Não é novidade que a justiça criminal brasileira caminha a passos largos para um modelo mais negocial, ampliando o espaço de aplicação de instrumentos de consenso. Tenham eles a finalidade de aumentar o poder investigativo estatal, pura e simplesmente, ou o propósito de sintetizar demandas penais, são todos uma firme realidade.

Esse cenário tem inspiração em ordenamentos estrangeiros, sobretudo o europeu e o norte-americano. Todavia, ao serem transplantados para a legislação pátria, nem sempre se harmonizaram com as nossas peculiaridades.
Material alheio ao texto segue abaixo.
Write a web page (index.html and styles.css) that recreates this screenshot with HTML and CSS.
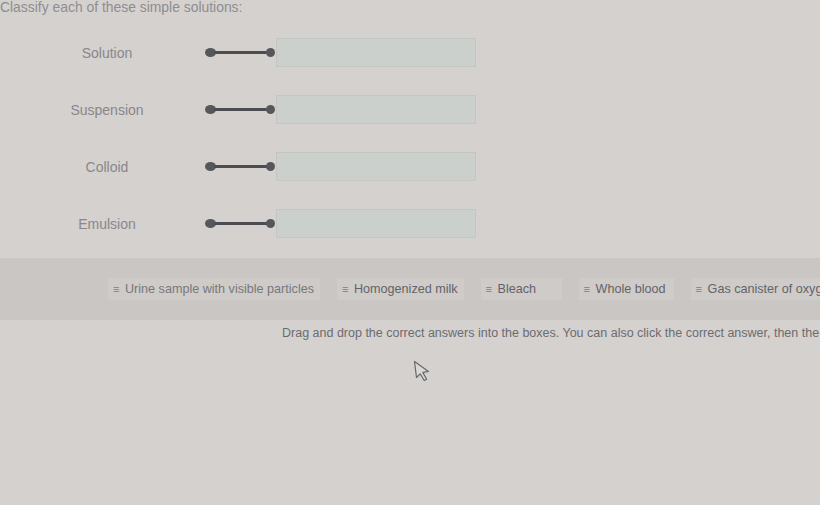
FILE: index.html
```html
<!DOCTYPE html>
<html>
<head>
<meta charset="utf-8">
<link rel="stylesheet" href="styles.css">
</head>
<body>
<div class="page">
  <div class="title">Classify each of these simple solutions:</div>
  <div class="rows">
    <div class="row">
      <div class="label">Solution</div>
      <div class="connector"><span class="dot"></span><span class="line"></span><span class="dot"></span></div>
      <div class="box"></div>
    </div>
    <div class="row">
      <div class="label">Suspension</div>
      <div class="connector"><span class="dot"></span><span class="line"></span><span class="dot"></span></div>
      <div class="box"></div>
    </div>
    <div class="row">
      <div class="label">Colloid</div>
      <div class="connector"><span class="dot"></span><span class="line"></span><span class="dot"></span></div>
      <div class="box"></div>
    </div>
    <div class="row">
      <div class="label">Emulsion</div>
      <div class="connector"><span class="dot"></span><span class="line"></span><span class="dot"></span></div>
      <div class="box"></div>
    </div>
  </div>
  <div class="band">
    <div class="chip chip-light"><span class="grip">≡</span>Urine sample with visible particles</div>
    <div class="chip"><span class="grip">≡</span>Homogenized milk</div>
    <div class="chip chip-wide"><span class="grip">≡</span>Bleach</div>
    <div class="chip chip-blood"><span class="grip">≡</span>Whole blood</div>
    <div class="chip"><span class="grip">≡</span>Gas canister of oxygen</div>
  </div>
  <div class="instructions">Drag and drop the correct answers into the boxes. You can also click the correct answer, then the</div>
  <div class="cursor-area">
    <svg class="cursor" width="20" height="22" viewBox="0 0 20 22">
      <path d="M1.5 1.5 L3.5 17.5 L7.2 13.8 L11.2 20.5 L13.6 19.2 L9.8 12.4 L15.5 11.4 Z" fill="#dcd8d6" stroke="#66676c" stroke-width="1.2" stroke-linejoin="round"/>
    </svg>
  </div>
</div>
</body>
</html>
```
FILE: styles.css
```css
html, body {
  margin: 0;
  padding: 0;
  overflow: hidden;
}
body {
  width: 820px;
  height: 505px;
  background: #d5d1cf;
  font-family: "Liberation Sans", Arial, sans-serif;
}
.page {
  width: 820px;
  height: 505px;
  display: flex;
  flex-direction: column;
  background: #d5d1cf;
}
.title {
  font-size: 13.9px;
  color: #8e8d8f;
  line-height: 15px;
  height: 38px;
}
.rows {
  display: flex;
  flex-direction: column;
  gap: 28px;
}
.row {
  display: flex;
  align-items: center;
  height: 29px;
}
.label {
  width: 186px;
  padding-left: 14px;
  text-align: center;
  font-size: 14px;
  color: #88878a;
}
.connector {
  width: 70px;
  display: flex;
  align-items: center;
  margin-left: 5px;
}
.dot {
  width: 9px;
  height: 9px;
  border-radius: 50%;
  background: #56575a;
  flex: none;
}
.connector .dot:first-child {
  width: 11px;
}
.line {
  flex: 1;
  height: 3px;
  background: #4c4d50;
  margin: 0 -2px;
}
.box {
  width: 198px;
  height: 27px;
  margin-left: 1px;
  background: #ccd0cc;
  border: 1px solid #c3c7c3;
}
.band {
  margin-top: 20px;
  height: 62px;
  background: #cac6c3;
  display: flex;
  align-items: center;
  gap: 17px;
  padding-left: 108px;
  white-space: nowrap;
  overflow: hidden;
}
.chip {
  height: 22px;
  display: flex;
  align-items: center;
  padding: 0 6px 0 5px;
  background: #cfcbc8;
  font-size: 12.6px;
  color: #62636a;
  flex: none;
}
.chip-wide {
  min-width: 70px;
}
.chip-blood {
  padding-right: 8px;
}
.chip-light {
  color: #77787d;
}
.grip {
  font-size: 11px;
  width: 7px;
  margin-right: 5px;
  color: #7c7d82;
}
.instructions {
  margin-top: 6px;
  padding-left: 282px;
  font-size: 12.5px;
  color: #6b6c70;
  white-space: nowrap;
  line-height: 14px;
}
.cursor-area {
  padding-left: 413px;
  padding-top: 20px;
}
.cursor {
  display: block;
}
```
É importante estarmos atentos, por outro lado, porque muitas vezes tais institutos acabam sendo usados em situações nas quais foram atingidos bens jurídicos diversos.
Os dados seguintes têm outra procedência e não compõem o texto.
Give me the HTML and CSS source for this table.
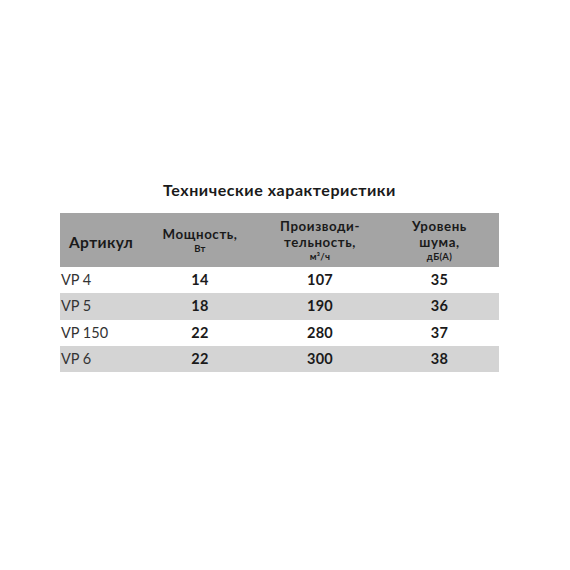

Explicamo-nos: situações havidas na esfera civil, penal ou administrativa podem ensejar a negociação, nem sempre excludentes entre si. Nessa toada, natural que haja uma pluralidade de entes potencialmente interessados na persecução do fato, ao que o poder estatal acabaria por se apresentar de maneira lesivamente fragmentada.

Não se desconhece que no Brasil há independência entre as instâncias civil, penal e administrativa.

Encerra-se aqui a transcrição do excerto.